一方の老人ベンは、会社ではなれないながらも明るくふる舞っている。でも一方で、自宅の鏡の前で笑顔や挨拶の練習をし、めざましがなる前に出勤準備を完成させている。なんていじらしいのだろう。
要はギャップなのでしょう。
キツくて人当たりが悪く簡単に人をいじめそうな女性が率直に不器用でも他人を気遣う姿を見せる。
人当たりよくその場に合わせて完璧に振るまっているように見える壮年男性も家ではすこし緊張して挨拶の練習なんていういじましい努力をしている。
それが見えた時、一気に人はその人物を好きになってしまう。
それからカメラの角度なのか役者さんが意図しているのかわかりませんがベンが常になんとなく右に首を傾けているのがどことなく優しい印象で頭にのこりました。
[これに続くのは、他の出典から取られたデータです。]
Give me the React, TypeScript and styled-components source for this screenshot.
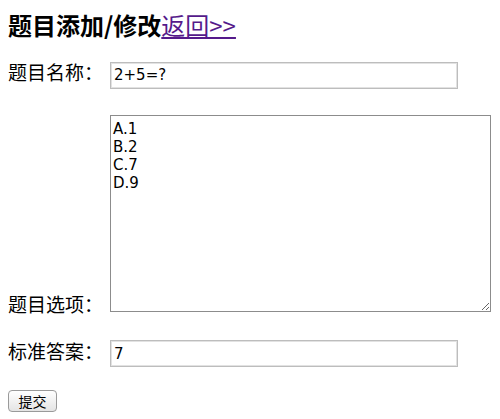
import React from 'react';
import styled, { createGlobalStyle } from 'styled-components';

const GlobalStyle = createGlobalStyle`
  body {
    margin: 0;
    background: #fff;
    color: #000;
    font-family: "Noto Sans CJK SC", "DejaVu Sans", sans-serif;
  }
`;

const Page = styled.div`
  padding: 8px;
`;

const Title = styled.h2`
  margin: 3px 0 0;
  font-size: 24px;
  line-height: 28px;
  font-weight: bold;
`;

const BackLink = styled.a`
  color: #551a8b;
  font-weight: normal;
  text-decoration: underline;
`;

const Form = styled.form`
  display: flex;
  flex-direction: column;
  align-items: flex-start;
`;

const Row = styled.div<{ $top: number }>`
  margin-top: ${p => p.$top}px;
  line-height: 24px;
`;

const Label = styled.label`
  display: inline-block;
  width: 102px;
  font-size: 19px;
`;

const TextInput = styled.input`
  box-sizing: border-box;
  width: 348px;
  height: 27px;
  padding: 0 3px;
  border: 1px solid #bdbdbd;
  box-shadow: inset 0 0 0 1px #e2e2e2;
  font-family: "DejaVu Sans", sans-serif;
  font-size: 15px;
  color: #000;
  vertical-align: baseline;
`;

const Options = styled.textarea`
  box-sizing: border-box;
  width: 381px;
  height: 197px;
  padding: 4px 2px;
  border: 1px solid #8c8c8c;
  font-family: "DejaVu Sans", sans-serif;
  font-size: 15px;
  line-height: 18px;
  color: #000;
  vertical-align: baseline;
`;

const Submit = styled.button`
  box-sizing: border-box;
  width: 49px;
  height: 22px;
  padding: 0;
  border: 1px solid #9a9a9a;
  border-radius: 4px;
  background: linear-gradient(#ffffff, #e4e4e4);
  font-family: "Noto Sans CJK SC", sans-serif;
  font-size: 14px;
  line-height: 20px;
  color: #000;
`;

export default function App() {
  return (
    <Page>
      <GlobalStyle />
      <Title>
        题目添加/修改<BackLink href="#">返回&gt;&gt;</BackLink>
      </Title>
      <Form onSubmit={e => e.preventDefault()}>
        <Row $top={21}>
          <Label>题目名称：</Label>
          <TextInput type="text" defaultValue="2+5=?" />
        </Row>
        <Row $top={26}>
          <Label>题目选项：</Label>
          <Options defaultValue={'A.1\nB.2\nC.7\nD.9'} />
        </Row>
        <Row $top={22}>
          <Label>标准答案：</Label>
          <TextInput type="text" defaultValue="7" />
        </Row>
        <Row $top={21}>
          <Submit type="submit">提交</Submit>
        </Row>
      </Form>
    </Page>
  );
}
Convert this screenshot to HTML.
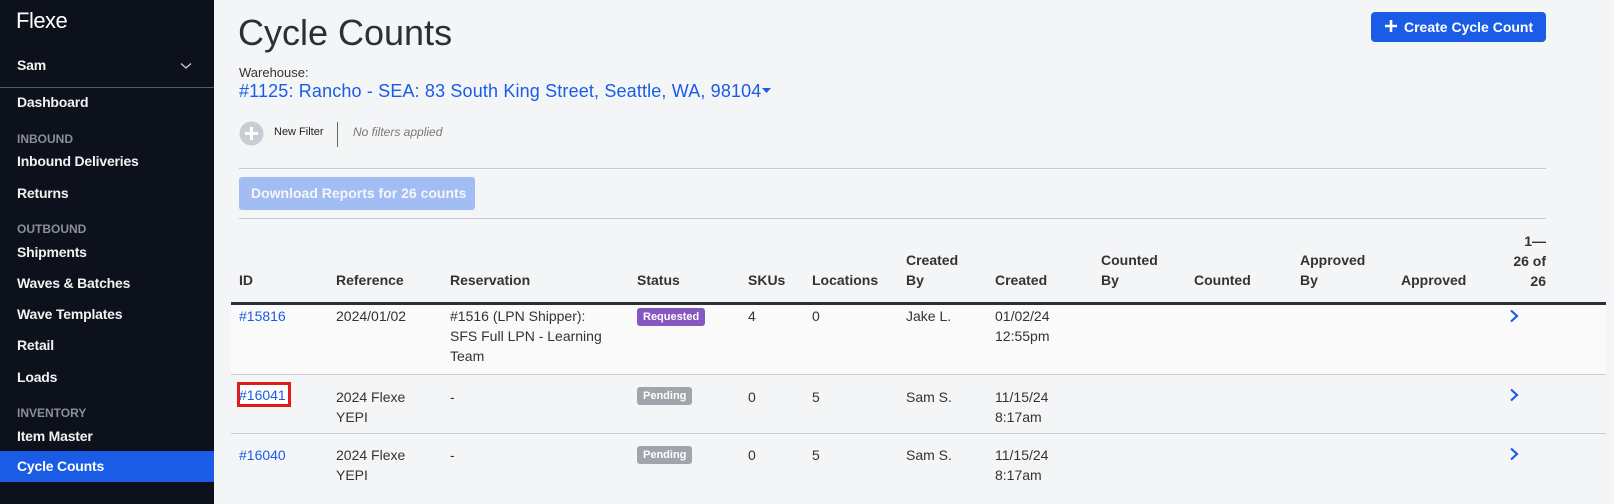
<!DOCTYPE html>
<html><head><meta charset="utf-8"><style>
*{margin:0;padding:0;box-sizing:border-box}
body{width:1614px;height:504px;overflow:hidden;background:#f4f5f7;font-family:"Liberation Sans",sans-serif;position:relative;color:#333}
.a{position:absolute;white-space:nowrap}
#sb{position:absolute;left:0;top:0;width:214px;height:504px;background:#0d111c;color:#fff}
#sb .i{position:absolute;left:17px;font-size:14px;font-weight:bold;color:#f2f2f2;letter-spacing:-0.2px}
#sb .h{position:absolute;left:17px;font-size:12px;font-weight:bold;color:#8a8e98}
.th{position:absolute;font-size:14px;font-weight:bold;color:#333;line-height:20px}
.td{position:absolute;font-size:14px;color:#333;line-height:20px}
.lk{color:#1a5ce5}
.bd{position:absolute;font-size:11px;font-weight:bold;color:#fff;padding:0 6px;height:18px;line-height:18px;border-radius:3px}
</style></head><body>
<div id="sb">
<div class="a" style="left:16px;top:8px;font-size:22px;color:#fff;letter-spacing:-0.5px">Flexe</div>
<div class="i" style="top:57px">Sam</div>
<svg class="a" style="left:180px;top:62px" width="12" height="8"><path d="M1 1.5 L6 6 L11 1.5" stroke="#ccc" stroke-width="1.3" fill="none"/></svg>
<div class="a" style="left:0;top:87px;width:214px;height:1px;background:#555a63"></div>
<div class="i" style="top:94px">Dashboard</div>
<div class="h" style="top:132px">INBOUND</div>
<div class="i" style="top:153px">Inbound Deliveries</div>
<div class="i" style="top:185px">Returns</div>
<div class="h" style="top:222px">OUTBOUND</div>
<div class="i" style="top:244px">Shipments</div>
<div class="i" style="top:275px">Waves &amp; Batches</div>
<div class="i" style="top:306px">Wave Templates</div>
<div class="i" style="top:337px">Retail</div>
<div class="i" style="top:369px">Loads</div>
<div class="h" style="top:406px">INVENTORY</div>
<div class="i" style="top:428px">Item Master</div>
<div class="a" style="left:0;top:451px;width:214px;height:31px;background:#1a5ce5"></div>
<div class="i" style="top:458px;color:#fff">Cycle Counts</div>
</div>

<div class="a" style="left:238px;top:12px;font-size:36px;color:#2c2f36">Cycle Counts</div>
<div class="a" style="left:1371px;top:12px;width:175px;height:30px;background:#1a5ce5;border-radius:4px;color:#fff;font-size:14px;font-weight:bold;line-height:30px;padding-left:33px">Create Cycle Count</div>
<svg class="a" style="left:1384px;top:19px" width="14" height="14"><path d="M7 1V13M1 7H13" stroke="#fff" stroke-width="2.6"/></svg>
<div class="a" style="left:239px;top:65px;font-size:13px;color:#333">Warehouse:</div>
<div class="a lk" style="left:239px;top:81px;font-size:18px;letter-spacing:0.15px">#1125: Rancho - SEA: 83 South King Street, Seattle, WA, 98104<svg width="9" height="6" style="margin-left:1px;vertical-align:3px"><path d="M0 0H9L4.5 5Z" fill="#1a5ce5"/></svg></div>
<svg class="a" style="left:239px;top:121px" width="25" height="25"><circle cx="12.5" cy="12.5" r="12" fill="#c9ccd2"/><path d="M12.5 6V19M6 12.5H19" stroke="#fff" stroke-width="3"/></svg>
<div class="a" style="left:274px;top:126px;font-size:11px;color:#222">New Filter</div>
<div class="a" style="left:337px;top:122px;width:1px;height:25px;background:#666"></div>
<div class="a" style="left:353px;top:125px;font-size:12px;font-style:italic;color:#777">No filters applied</div>
<div class="a" style="left:239px;top:168px;width:1307px;height:1px;background:#c8cad0"></div>
<div class="a" style="left:239px;top:177px;width:236px;height:33px;background:#a2bdf4;border-radius:3px;color:#f4f6fb;font-size:14px;font-weight:bold;line-height:33px;padding-left:12px">Download Reports for 26 counts</div>
<div class="a" style="left:239px;top:218px;width:1307px;height:1px;background:#c8cad0"></div>

<div class="th" style="left:239px;top:270px">ID</div>
<div class="th" style="left:336px;top:270px">Reference</div>
<div class="th" style="left:450px;top:270px">Reservation</div>
<div class="th" style="left:637px;top:270px">Status</div>
<div class="th" style="left:748px;top:270px">SKUs</div>
<div class="th" style="left:812px;top:270px">Locations</div>
<div class="th" style="left:906px;top:250px">Created<br>By</div>
<div class="th" style="left:995px;top:270px">Created</div>
<div class="th" style="left:1101px;top:250px">Counted<br>By</div>
<div class="th" style="left:1194px;top:270px">Counted</div>
<div class="th" style="left:1300px;top:250px">Approved<br>By</div>
<div class="th" style="left:1401px;top:270px">Approved</div>
<div class="th" style="left:1490px;top:231px;width:56px;text-align:right">1—<br>26 of<br>26</div>
<div class="a" style="left:231px;top:302px;width:1375px;height:3px;background:#2c2f36"></div>

<div class="a" style="left:231px;top:305px;width:1375px;height:70px;background:#fafafb"></div>
<div class="a" style="left:231px;top:374px;width:1375px;height:1px;background:#c8cad6"></div>
<div class="a" style="left:231px;top:433px;width:1375px;height:1px;background:#c8cad6"></div>

<div class="td lk" style="left:239px;top:306px">#15816</div>
<div class="td" style="left:336px;top:306px">2024/01/02</div>
<div class="td" style="left:450px;top:306px">#1516 (LPN Shipper):<br>SFS Full LPN - Learning<br>Team</div>
<div class="bd" style="left:637px;top:308px;background:#8458c0">Requested</div>
<div class="td" style="left:748px;top:306px">4</div>
<div class="td" style="left:812px;top:306px">0</div>
<div class="td" style="left:906px;top:306px">Jake L.</div>
<div class="td" style="left:995px;top:306px">01/02/24<br>12:55pm</div>

<div class="a" style="left:237px;top:382px;width:54px;height:25px;border:3px solid #e01b1b;background:#fff"></div>
<div class="td lk" style="left:239px;top:385px">#16041</div>
<div class="td" style="left:336px;top:387px">2024 Flexe<br>YEPI</div>
<div class="td" style="left:450px;top:387px">-</div>
<div class="bd" style="left:637px;top:387px;background:#a1a4ab">Pending</div>
<div class="td" style="left:748px;top:387px">0</div>
<div class="td" style="left:812px;top:387px">5</div>
<div class="td" style="left:906px;top:387px">Sam S.</div>
<div class="td" style="left:995px;top:387px">11/15/24<br>8:17am</div>

<div class="td lk" style="left:239px;top:445px">#16040</div>
<div class="td" style="left:336px;top:445px">2024 Flexe<br>YEPI</div>
<div class="td" style="left:450px;top:445px">-</div>
<div class="bd" style="left:637px;top:446px;background:#a1a4ab">Pending</div>
<div class="td" style="left:748px;top:445px">0</div>
<div class="td" style="left:812px;top:445px">5</div>
<div class="td" style="left:906px;top:445px">Sam S.</div>
<div class="td" style="left:995px;top:445px">11/15/24<br>8:17am</div>

<svg class="a" style="left:1509px;top:309px" width="10" height="14"><path d="M2 1.5L8 7L2 12.5" stroke="#1a5ce5" stroke-width="2.2" fill="none"/></svg>
<svg class="a" style="left:1509px;top:388px" width="10" height="14"><path d="M2 1.5L8 7L2 12.5" stroke="#1a5ce5" stroke-width="2.2" fill="none"/></svg>
<svg class="a" style="left:1509px;top:447px" width="10" height="14"><path d="M2 1.5L8 7L2 12.5" stroke="#1a5ce5" stroke-width="2.2" fill="none"/></svg>
</body></html>
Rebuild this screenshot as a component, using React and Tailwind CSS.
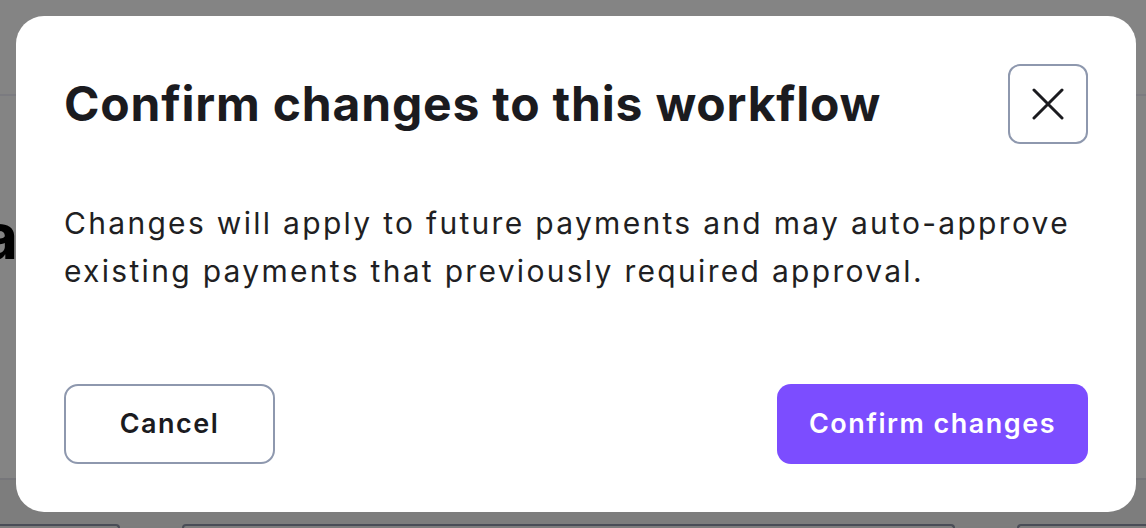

これ最悪のことになるのでは…?というブラフがうますぎる

主人公が女社長にいびられたらどうしよう?に始まり、とにかく絶妙にハラハラさせられる展開作りがなんとも巧み!
社長の子供の送迎をするとなれば老人の運転で事故りはしないかとか、年齢差のある男性とのコミュニケーションでは老害扱いされないか?とか、若い女の子社員の助手になった時には説教をしてしまわないか?、とか。私が勝手に嫌な想像をたくましくしているだけなのか、脚本で意図されているのかわかりませんが…
浮気夫が会社のCEOについてベンに尋ねてきたときは、もしかしてこの夫がCEOを裏で斡旋して妻の会社を乗っ取ろうとしている、みたいなクライマックスが来たらどうしよう…?!なんて予想をしてしまったんですが本当に全くそんなことにはならず、ベンと社長が素晴らしい友情を築いて終わりました。
こんなこと起こったらどうしよう?!という不安をやさしく包んで優しい理想をそっと見せてくれるファンタジー映画だと思いました。
そういう優しい理想こそがみんな見たかったものなんですよね。
人間が全員善良なんてあるわけないので私はこの映画をファンタジー映画に分類します。

テーマは「世代間を超えたコミュニケーション」?

年齢がどんなに違っても、互いを思いやり尊重する心があれば良い関係は築くことができる、そんなテーマを感じました。
女社長ジュールズとベンが恋仲にならないことに心底安堵しました。
ジュールズがベンと夜の会社でピザを食べ、「こんな風に男性と仕事でも恋愛でもない大人の会話をしたのひさしぶり(意訳)」というシーンがとても印象的でした、だって共感したから。
確かに年齢を重ねるほどに、異性との会話は仕事か恋愛かでしか発生しなくなっていく。純粋な雑談を異性とするのってなかなか難しい。そしてそれができる異性の友人がいるというのはとても幸福で、たしかに万人が憧れることです。ヒーローやプリンセスや大金持ちになるような派手なことではないけれど、この映画は普段人間が言語化しないような形のない理想を提示するのが本当に巧い。

対立する女社長と壮年インターン男性

クライマックス直前、ベンはジュールズの「CEOを雇う」という決断に意を唱えます。
ベンが初めてジュールズに反対意見を述べる。構図だけ見たら二人の意見は対立しているのですが、ベンの反対はジュールズの本心を尊重してのこと。
なんて優しい対立なんでしょう。
ジュールズは本心ではベンにそう言って欲しいと思っていたし、ベンもそれをわかっていた。
相手を思い遣ったからこその対立というのはなんぼあってもいいですからね。なんぼもあったらだめか対立だし。対立を描くならこういう対立を描きたいですね。

落ち込んだ時にまた見ようを思います。
でも本当に底まで落ち込んだときは見られないだろうな。こんなに善良ではいられないことに対して落ち込みそうだから。そのレベルまで落ち込んだらミッドサマーを見ます。